In today's New York Post Phil Mushnick's column, he opens with the same wonder. What has happened to the art of the free-throw? Mushnicks points his finger at the decline in free-throw shooting throughout the NCAA as a direct result of players neglecting the finer points of the game in lieu of highlight-grabbing, rim-rocking slam dunks featured nightly on Sports Center.
With the game of basketball changing so much in the past 30 years, it is very difficult to measure the players of one era against another. One thing does remain constant, though - the foul shot - and years ago basketball players were much better at it.
The Answer

From last week's Wahoo:
There are 5 houses in different colors. In each house lives a person of a different nationality. The 5 owners drink a certain type of beverage, smoke a certain brand of cigar, and keep a certain pet. Using the clues below, can you determine who owns the fish?

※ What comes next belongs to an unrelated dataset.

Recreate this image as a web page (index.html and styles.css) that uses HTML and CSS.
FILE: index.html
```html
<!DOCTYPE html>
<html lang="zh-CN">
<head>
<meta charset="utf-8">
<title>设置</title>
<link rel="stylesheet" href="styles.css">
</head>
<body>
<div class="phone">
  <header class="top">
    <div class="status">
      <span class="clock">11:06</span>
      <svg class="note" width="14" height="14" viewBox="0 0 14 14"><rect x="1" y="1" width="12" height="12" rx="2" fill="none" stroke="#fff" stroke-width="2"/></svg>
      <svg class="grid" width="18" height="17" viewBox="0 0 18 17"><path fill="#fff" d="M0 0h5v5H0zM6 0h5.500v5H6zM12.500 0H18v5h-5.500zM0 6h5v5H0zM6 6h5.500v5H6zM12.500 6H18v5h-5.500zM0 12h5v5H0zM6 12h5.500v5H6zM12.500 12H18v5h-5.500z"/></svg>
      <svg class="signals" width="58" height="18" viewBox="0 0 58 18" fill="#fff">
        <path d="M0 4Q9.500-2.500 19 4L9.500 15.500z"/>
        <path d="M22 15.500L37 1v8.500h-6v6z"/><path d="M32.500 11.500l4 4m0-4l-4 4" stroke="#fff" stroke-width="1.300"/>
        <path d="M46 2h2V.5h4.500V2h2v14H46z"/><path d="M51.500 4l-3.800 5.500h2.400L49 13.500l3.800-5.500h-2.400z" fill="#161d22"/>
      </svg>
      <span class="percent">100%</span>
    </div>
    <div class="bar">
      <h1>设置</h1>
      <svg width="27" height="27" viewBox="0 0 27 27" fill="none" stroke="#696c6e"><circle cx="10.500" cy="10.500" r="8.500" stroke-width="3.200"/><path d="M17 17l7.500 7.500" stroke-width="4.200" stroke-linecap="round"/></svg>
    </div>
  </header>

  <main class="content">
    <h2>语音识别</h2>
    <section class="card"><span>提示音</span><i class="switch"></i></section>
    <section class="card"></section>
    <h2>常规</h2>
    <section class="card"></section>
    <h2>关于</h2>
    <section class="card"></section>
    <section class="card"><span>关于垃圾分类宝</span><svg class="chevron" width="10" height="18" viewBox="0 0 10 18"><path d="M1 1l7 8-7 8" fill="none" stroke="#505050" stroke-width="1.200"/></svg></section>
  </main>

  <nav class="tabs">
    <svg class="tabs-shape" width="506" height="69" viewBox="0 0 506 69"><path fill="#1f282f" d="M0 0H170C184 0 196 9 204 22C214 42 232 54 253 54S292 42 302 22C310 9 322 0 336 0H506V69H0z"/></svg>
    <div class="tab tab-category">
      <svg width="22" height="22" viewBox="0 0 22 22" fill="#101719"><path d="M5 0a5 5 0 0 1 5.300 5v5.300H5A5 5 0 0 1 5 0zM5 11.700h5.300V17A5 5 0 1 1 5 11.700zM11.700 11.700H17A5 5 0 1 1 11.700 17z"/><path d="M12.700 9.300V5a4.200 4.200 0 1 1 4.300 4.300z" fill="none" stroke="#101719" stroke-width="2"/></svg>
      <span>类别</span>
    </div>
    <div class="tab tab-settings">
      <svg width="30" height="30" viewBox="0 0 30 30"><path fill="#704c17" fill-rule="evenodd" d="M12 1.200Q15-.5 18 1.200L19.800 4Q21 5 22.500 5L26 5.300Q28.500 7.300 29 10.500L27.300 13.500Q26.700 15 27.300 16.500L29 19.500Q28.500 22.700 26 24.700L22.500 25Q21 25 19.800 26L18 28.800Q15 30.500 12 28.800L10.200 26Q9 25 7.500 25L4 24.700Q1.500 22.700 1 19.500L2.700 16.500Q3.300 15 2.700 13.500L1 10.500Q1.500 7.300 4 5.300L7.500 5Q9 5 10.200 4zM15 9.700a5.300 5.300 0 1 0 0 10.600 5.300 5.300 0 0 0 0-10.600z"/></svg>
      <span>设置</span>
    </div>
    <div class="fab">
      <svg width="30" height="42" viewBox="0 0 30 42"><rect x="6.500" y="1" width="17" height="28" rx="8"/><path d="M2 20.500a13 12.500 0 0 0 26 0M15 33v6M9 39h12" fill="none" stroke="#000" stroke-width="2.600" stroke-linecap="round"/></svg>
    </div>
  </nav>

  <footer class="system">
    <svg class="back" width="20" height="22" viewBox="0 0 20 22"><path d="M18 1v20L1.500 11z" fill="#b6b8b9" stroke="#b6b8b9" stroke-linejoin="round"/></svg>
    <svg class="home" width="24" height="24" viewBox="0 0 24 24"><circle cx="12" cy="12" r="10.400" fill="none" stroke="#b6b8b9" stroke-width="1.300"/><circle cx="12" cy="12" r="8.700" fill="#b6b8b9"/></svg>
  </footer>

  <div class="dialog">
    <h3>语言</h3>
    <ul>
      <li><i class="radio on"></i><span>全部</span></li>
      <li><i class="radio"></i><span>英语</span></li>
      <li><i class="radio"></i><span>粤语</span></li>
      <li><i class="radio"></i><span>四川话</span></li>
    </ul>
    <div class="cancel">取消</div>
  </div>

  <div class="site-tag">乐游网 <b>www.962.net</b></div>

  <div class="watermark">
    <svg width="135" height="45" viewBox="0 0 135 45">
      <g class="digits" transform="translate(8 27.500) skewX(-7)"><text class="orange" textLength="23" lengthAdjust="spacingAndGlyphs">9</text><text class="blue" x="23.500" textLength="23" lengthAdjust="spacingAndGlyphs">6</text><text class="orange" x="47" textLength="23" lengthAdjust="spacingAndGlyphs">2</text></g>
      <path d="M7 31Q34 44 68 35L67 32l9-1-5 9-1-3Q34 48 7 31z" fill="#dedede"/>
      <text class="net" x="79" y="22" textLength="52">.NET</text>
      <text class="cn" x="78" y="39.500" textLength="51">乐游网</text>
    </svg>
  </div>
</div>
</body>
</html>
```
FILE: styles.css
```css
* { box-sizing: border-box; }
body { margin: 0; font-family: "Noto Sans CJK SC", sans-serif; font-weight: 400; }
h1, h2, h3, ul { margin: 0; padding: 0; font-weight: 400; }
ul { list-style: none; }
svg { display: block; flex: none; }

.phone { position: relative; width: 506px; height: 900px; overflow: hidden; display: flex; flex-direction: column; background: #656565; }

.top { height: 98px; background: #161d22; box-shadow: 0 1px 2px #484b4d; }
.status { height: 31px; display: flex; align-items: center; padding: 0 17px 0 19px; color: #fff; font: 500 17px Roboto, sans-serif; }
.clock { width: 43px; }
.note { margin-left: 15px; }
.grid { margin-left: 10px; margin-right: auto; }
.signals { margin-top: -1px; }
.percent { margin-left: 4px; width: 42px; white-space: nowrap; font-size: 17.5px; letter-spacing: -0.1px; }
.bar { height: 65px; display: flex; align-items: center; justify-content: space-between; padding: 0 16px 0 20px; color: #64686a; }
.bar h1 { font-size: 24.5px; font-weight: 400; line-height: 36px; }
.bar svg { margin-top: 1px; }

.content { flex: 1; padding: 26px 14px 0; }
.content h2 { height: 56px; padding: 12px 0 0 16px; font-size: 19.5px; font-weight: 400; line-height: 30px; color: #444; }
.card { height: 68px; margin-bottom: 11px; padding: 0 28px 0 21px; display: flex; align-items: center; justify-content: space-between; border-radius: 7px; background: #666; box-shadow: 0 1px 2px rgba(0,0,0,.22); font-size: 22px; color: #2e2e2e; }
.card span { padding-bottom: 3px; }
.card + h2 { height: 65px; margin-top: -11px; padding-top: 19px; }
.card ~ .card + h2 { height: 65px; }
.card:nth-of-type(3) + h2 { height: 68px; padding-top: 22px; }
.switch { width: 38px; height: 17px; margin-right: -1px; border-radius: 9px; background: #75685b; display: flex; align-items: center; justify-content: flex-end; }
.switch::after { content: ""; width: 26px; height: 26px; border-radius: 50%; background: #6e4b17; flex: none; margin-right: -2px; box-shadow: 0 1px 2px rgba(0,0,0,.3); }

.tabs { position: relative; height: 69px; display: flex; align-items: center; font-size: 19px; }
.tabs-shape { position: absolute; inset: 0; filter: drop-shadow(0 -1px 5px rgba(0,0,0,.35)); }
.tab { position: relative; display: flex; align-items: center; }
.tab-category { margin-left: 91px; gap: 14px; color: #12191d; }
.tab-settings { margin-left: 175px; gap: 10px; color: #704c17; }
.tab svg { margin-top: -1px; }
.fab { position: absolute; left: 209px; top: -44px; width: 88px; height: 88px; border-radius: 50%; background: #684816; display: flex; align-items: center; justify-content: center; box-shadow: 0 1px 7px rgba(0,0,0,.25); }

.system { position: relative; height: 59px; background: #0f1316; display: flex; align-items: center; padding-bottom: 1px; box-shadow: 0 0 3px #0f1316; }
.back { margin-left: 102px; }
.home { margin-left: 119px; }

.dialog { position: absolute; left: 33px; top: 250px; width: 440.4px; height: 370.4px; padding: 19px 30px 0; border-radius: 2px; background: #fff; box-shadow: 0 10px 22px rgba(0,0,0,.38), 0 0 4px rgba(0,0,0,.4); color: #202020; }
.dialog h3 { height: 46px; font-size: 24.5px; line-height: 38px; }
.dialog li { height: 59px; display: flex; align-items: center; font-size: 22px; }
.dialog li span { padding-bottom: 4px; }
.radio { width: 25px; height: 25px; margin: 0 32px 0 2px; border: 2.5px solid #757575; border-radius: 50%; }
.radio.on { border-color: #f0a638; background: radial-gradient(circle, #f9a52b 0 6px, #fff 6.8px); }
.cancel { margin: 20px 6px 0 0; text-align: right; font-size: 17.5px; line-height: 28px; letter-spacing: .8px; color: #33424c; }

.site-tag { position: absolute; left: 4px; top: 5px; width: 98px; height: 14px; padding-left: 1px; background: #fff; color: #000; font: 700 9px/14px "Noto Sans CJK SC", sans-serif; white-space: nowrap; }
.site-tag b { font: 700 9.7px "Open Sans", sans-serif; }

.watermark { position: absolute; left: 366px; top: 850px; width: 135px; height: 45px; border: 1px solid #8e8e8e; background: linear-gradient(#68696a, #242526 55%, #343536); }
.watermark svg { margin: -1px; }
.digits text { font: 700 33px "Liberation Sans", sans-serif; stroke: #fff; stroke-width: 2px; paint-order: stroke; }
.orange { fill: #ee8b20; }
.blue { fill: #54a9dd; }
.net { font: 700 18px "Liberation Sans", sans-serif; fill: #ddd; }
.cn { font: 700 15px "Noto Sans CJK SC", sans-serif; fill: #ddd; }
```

- The Brit lives in a red house.
- The Swede keeps dogs as pets.
- The Dane drinks tea.
- The green house is on the left of the white house.
- The green house owner drinks coffee.
- The person who smokes Pall Mall rears birds.
- The owner of the yellow house smokes Dunhill.
- The man living in the house right in the middle drinks milk.
- The Norwegian lives in the first house.
- The man who smokes Blend lives next door to the one who keeps cats.
- The man who keeps horses lives next door to the man who smokes Dunhill.
- The owner who smokes Blue Master drinks beer.
- The German smokes Prince.
- The Norwegian lives next to the blue house.
- The man who smokes Blend has a neighbor who drinks water.

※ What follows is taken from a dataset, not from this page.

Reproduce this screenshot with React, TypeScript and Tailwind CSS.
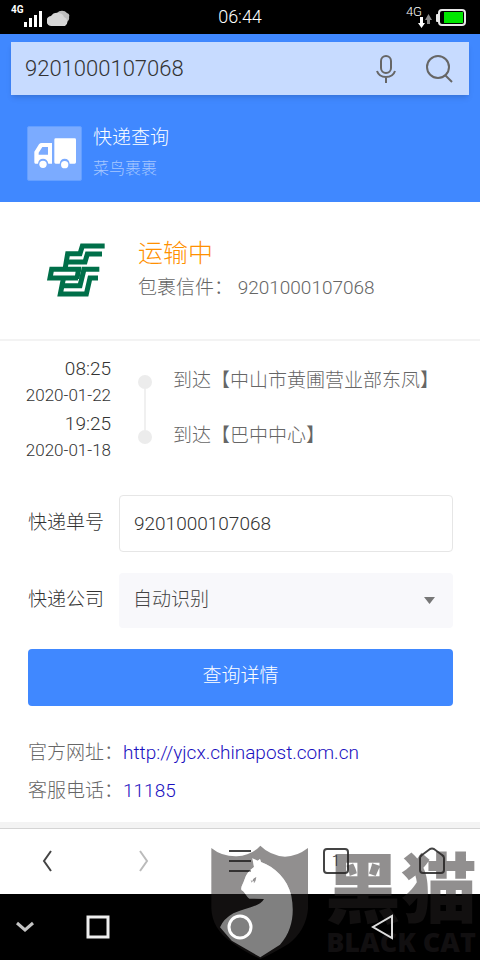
import { useState } from 'react';
import type { ReactNode } from 'react';

interface TrackEvent {
  time: string;
  date: string;
  text: string;
}

const events: TrackEvent[] = [
  { time: '08:25', date: '2020-01-22', text: '到达【中山市黄圃营业部东凤】' },
  { time: '19:25', date: '2020-01-18', text: '到达【巴中中心】' },
];

function StatusBar() {
  return (
    <div className="relative flex h-[34px] items-center justify-between bg-black text-white">
      <div className="flex h-full items-start pl-[11px] pt-1">
        <span className="font-['Roboto'] text-[10px] leading-3 font-bold">4G</span>
        <svg className="mt-[7px]" width="20" height="18" viewBox="0 0 20 18" fill="#fff">
          <rect x="0" y="11" width="3" height="5" />
          <rect x="5" y="7" width="3" height="9" />
          <rect x="10" y="4" width="3" height="12" />
          <rect x="15" y="0" width="3" height="16" />
        </svg>
        <svg className="mt-1 ml-[3px]" width="23" height="19" viewBox="0 0 23 19">
          <path d="M10 5a6 5 0 0 1 10 0 3 3 0 0 1 2 4 4 4 0 0 1-3 5z" fill="#bdbdbd" />
          <path d="M5 18a5 5 0 0 1-1-10 7 6 0 0 1 13 1 5 5 0 0 1 1 9z" fill="#d6d6d6" />
        </svg>
      </div>
      <span className="absolute inset-x-0 text-center text-lg leading-[36px] font-light">06:44</span>
      <div className="flex h-full items-start pt-1 pr-3.5">
        <span className="-mr-1 text-[13px] leading-4 font-light">4G</span>
        <svg className="mt-2.5" width="14" height="16" viewBox="0 0 14 16">
          <path d="M2 3h3v6h2l-3.500 5L0 9h2z" fill="#fff" />
          <path d="M9 10V6H7l3.500-6L14 6h-2v4z" fill="#8a8a8a" />
        </svg>
        <svg className="mt-1 ml-1" width="30" height="19" viewBox="0 0 30 19">
          <rect x="0" y="6" width="4" height="8" rx="1" fill="#e8e8e8" />
          <rect x="3" y="2" width="26" height="15" rx="3" stroke="#e8e8e8" strokeWidth="2" fill="#000" />
          <rect x="8" y="4" width="19" height="11" fill="#00e600" />
        </svg>
      </div>
    </div>
  );
}

function TruckIcon() {
  return (
    <svg width="42" height="32" viewBox="0 0 126 96" fill="none">
      <path
        d="M61 5q0-4 4-4h57q4 0 4 4v68q0 4-4 4h-15q-2-15-15-15T77 77H65q-4 0-4-4z"
        fill="#fff"
      />
      <path
        fillRule="evenodd"
        d="M54 15v62H43Q40 62 27 62T12 77H4q-3 0-3-4V41l14-22q3-4 8-4zM42 27H25L14 44v6h28z"
        fill="#fff"
      />
      <circle cx="27" cy="79" r="11" fill="#fff" />
      <circle cx="92" cy="80" r="11" fill="#fff" />
    </svg>
  );
}

function ChinaPostLogo() {
  return (
    <svg width="64" height="60" viewBox="0 0 192 180" fill="none" stroke="#006f49" strokeWidth="15">
      <path d="M182 18h-67l-7 23H71l-8 47" />
      <path d="M174 42h-44l-7 24H64" />
      <path d="M112 88H23l-5 26h84M104 86l-5 30" />
      <path d="M166 88h-46l-12 49H56" />
      <path d="M162 114h-24l-11 48H49l10-50" />
    </svg>
  );
}

function Watermark() {
  return (
    <div className="pointer-events-none absolute right-0 bottom-0 flex items-end text-[#231f20]/50">
      <svg width="102" height="116" viewBox="30 70 306 348">
        <path
          fill="#231f20"
          fillOpacity="0.5"
          fillRule="evenodd"
          d="M34 82q32 26 76 25 45-3 71-32 29 29 74 33 35 0 69-26v183q-6 65-59 105-50 30-84 45-41-17-86-50-59-40-61-103zM157 113l5 26c-13 9-24 21-28 36-4 15-14 25-9 34 11 6 13 19 23 25l44 1c-12 23-57 27-92 43q-30 17-40 42l35 40 86 50 59-38c38-42 44-97 34-147-12-50-49-86-91-101l-3-9-7 5z"
        />
        <path
          fill="#fff"
          fillOpacity="0.5"
          d="M157 113l5 26c-13 9-24 21-28 36-4 15-14 25-9 34 11 6 13 19 23 25l44 1c-12 23-57 27-92 43q-30 17-40 42l35 40 86 50 59-38c38-42 44-97 34-147-12-50-49-86-91-101l-3-9-7 5z"
        />
        <path d="M152 177l4 5-1 5zM157 184q0-12 12-14-1 12-8 18l2-8z" fill="#918f90" />
      </svg>
      <div className="flex w-[168px] flex-col items-center pl-2.5">
        <span className="mb-1 font-['Noto_Sans_CJK_SC'] text-[76px] leading-[72px] font-black whitespace-nowrap">黑猫</span>
        <span className="font-['Open_Sans'] text-[27px] leading-9 font-extrabold whitespace-nowrap">BLACK CAT</span>
      </div>
    </div>
  );
}

function NavButton({ label, children }: { label: string; children: ReactNode }) {
  return (
    <button aria-label={label} className="flex flex-1 items-center justify-center pb-0.5">
      <svg width="32" height="32" viewBox="0 0 32 32" fill="none" stroke="#444" strokeWidth="2">
        {children}
      </svg>
    </button>
  );
}

function BottomBars() {
  return (
    <footer className="relative">
      <nav className="flex h-[66px] border-t border-[#d4d4d4] bg-white">
        <NavButton label="后退">
          <path d="M19 6l-7 10 7 10" />
        </NavButton>
        <NavButton label="前进">
          <path d="M12 6l7 10-7 10" stroke="#bbb" />
        </NavButton>
        <NavButton label="菜单">
          <path d="M5 6h22M5 16h22M5 26h22" />
        </NavButton>
        <NavButton label="标签页">
          <rect x="4" y="4" width="24" height="24" rx="3" />
          <text x="16" y="21" textAnchor="middle" fontSize="15" fill="#333" stroke="none">1</text>
        </NavButton>
        <NavButton label="主页">
          <path d="M4 13q0-2 2-3l8-6q2-1 4 0l8 6q2 1 2 3v12q0 3-3 3H7q-3 0-3-3z" />
        </NavButton>
      </nav>
      <div className="flex h-[66px] items-center bg-black">
        <button aria-label="收起" className="flex w-[50px] justify-center">
          <svg width="18" height="12" viewBox="0 0 18 12" fill="none" stroke="#c4c4c4" strokeWidth="3">
            <path d="M1 2l8 7 8-7" />
          </svg>
        </button>
        <div className="flex flex-1 justify-between pr-[85px] pl-[35px]">
          <button aria-label="最近任务">
            <svg width="26" height="26" viewBox="0 0 26 26" fill="none" stroke="#eee" strokeWidth="3">
              <rect x="3" y="3" width="20" height="20" />
            </svg>
          </button>
          <button aria-label="主屏幕" className="relative z-10">
            <svg width="28" height="28" viewBox="0 0 28 28" fill="none" stroke="#fff" strokeWidth="3">
              <circle cx="14" cy="14" r="11" />
            </svg>
          </button>
          <button aria-label="返回" className="relative z-10">
            <svg width="26" height="28" viewBox="0 0 26 28" fill="none" stroke="#ddd" strokeWidth="2">
              <path d="M23 3v22L4 14z" />
            </svg>
          </button>
        </div>
      </div>
      <Watermark />
    </footer>
  );
}

export default function App() {
  const [query, setQuery] = useState('9201000107068');
  const [trackingNo, setTrackingNo] = useState('9201000107068');

  return (
    <div className="flex min-h-screen flex-col bg-[#f3f3f3] font-['Roboto','Noto_Sans_CJK_SC',sans-serif] text-[19px] font-light text-[#333]">
      <StatusBar />

      {/* Search header */}
      <header className="bg-[#4088ff] px-[11px] pt-2 pb-[21px]">
        <form className="flex h-[53px] items-center bg-[#c7dbff] pr-4 pl-3.5 shadow-md" onSubmit={(e) => e.preventDefault()}>
          <input
            aria-label="搜索"
            value={query}
            onChange={(e) => setQuery(e.target.value)}
            className="min-w-0 flex-1 bg-transparent text-[22px] outline-none"
          />
          <button type="button" aria-label="语音搜索" className="mr-[29px]">
            <svg width="20" height="28" viewBox="0 0 20 28" fill="none" stroke="#666" strokeWidth="2">
              <rect x="5" y="1" width="10" height="17" rx="5" />
              <path d="M1 16q2 6 9 6t9-6M10 22v6" />
            </svg>
          </button>
          <button type="submit" aria-label="搜索">
            <svg width="28" height="28" viewBox="0 0 28 28" fill="none" stroke="#666" strokeWidth="2">
              <circle cx="13" cy="12" r="11" />
              <path d="M20 20l7 7" />
            </svg>
          </button>
        </form>
        <div className="mt-[31px] flex h-[55px] gap-[11px] pl-4">
          <div className="flex size-[55px] items-center justify-center rounded-xs border border-[#649fff] bg-[#7babff]">
            <TruckIcon />
          </div>
          <div className="-mt-[3px]">
            <h1 className="leading-[30px] text-white">快递查询</h1>
            <p className="text-base leading-8 text-[#a6c7ff]">菜鸟裹裹</p>
          </div>
        </div>
      </header>

      <main className="mb-1.5 flex-1 bg-white">
        {/* Parcel status */}
        <section className="flex h-[139px] items-center gap-[30px] border-b-2 border-[#f3f3f3] pb-0.5 pl-11">
          <ChinaPostLogo />
          <div>
            <h2 className="text-[25px] leading-9 text-[#ff9000]">运输中</h2>
            <p className="leading-8 whitespace-pre text-[#666]">包裹信件： 9201000107068</p>
          </div>
        </section>

        <ol className="pt-[13px] pl-7">
          {events.map((event, i) => (
            <li key={event.date} className="flex h-[55px] items-center">
              <div className="flex w-[83px] flex-col items-end leading-[26px]">
                <div>{event.time}</div>
                <div className="text-[17px] whitespace-nowrap">{event.date}</div>
              </div>
              <div className="relative mr-[21px] ml-[27px] size-3.5 rounded-full bg-[#ececec]">
                {i < events.length - 1 && (
                  <span className="absolute top-3.5 left-1.5 h-[41px] w-0.5 bg-[#f0f0f0]" />
                )}
              </div>
              <p className="text-[#666]">{event.text}</p>
            </li>
          ))}
        </ol>

        {/* Query form */}
        <form className="mt-[31px] px-7 pr-[27px]" onSubmit={(e) => e.preventDefault()}>
          <div className="flex items-center">
            <label htmlFor="tracking-no" className="w-[91px] shrink-0">快递单号</label>
            <input
              id="tracking-no"
              value={trackingNo}
              onChange={(e) => setTrackingNo(e.target.value)}
              className="h-[57px] min-w-0 flex-1 rounded border border-[#e6e6e6] px-3.5 outline-none"
            />
          </div>
          <div className="mt-[21px] flex items-center">
            <label htmlFor="company" className="w-[91px] shrink-0">快递公司</label>
            <div className="relative flex-1">
              <select id="company" className="h-[55px] w-full appearance-none rounded bg-[#f8f8fb] px-3.5 text-[#444]">
                <option>自动识别</option>
              </select>
              <svg className="pointer-events-none absolute top-6 right-[18px]" width="11" height="7" viewBox="0 0 11 7" fill="#777">
                <path d="M0 0h11L5.500 7z" />
              </svg>
            </div>
          </div>
          <button type="submit" className="mt-[21px] h-[57px] w-full rounded bg-[#4088ff] pb-0.5 text-white">
            查询详情
          </button>
        </form>

        <div className="mt-7 pb-2 pl-7 leading-[38px] text-[#666]">
          <p>
            官方网址：
            <a href="http://yjcx.chinapost.com.cn" className="text-[#1a0fc0]">http://yjcx.chinapost.com.cn</a>
          </p>
          <p>
            客服电话：
            <a href="tel:11185" className="text-[#1a0fc0]">11185</a>
          </p>
        </div>
      </main>

      <BottomBars />
    </div>
  );
}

______________________________

The Answer: I made a 5X5 matrix, numbering 1-5 across the top with the categories down the side.

1 2 3 4 5
COLOR Yellow Blue Red Green White
COUNTRY Norway Dane Brit German Swede
DRINK Water Tea Milk Coffee Beer
SMOKE Dunhill Blend PallMall Prince Blue Master
PET Cats Horses Birds FISH dogs

This better be right or else I'm asking for a lot of e-mail.

I just heard the ratings for this year's Oscars were the worst ever. It's easy to explain. Everyone was watching "Exit Wounds."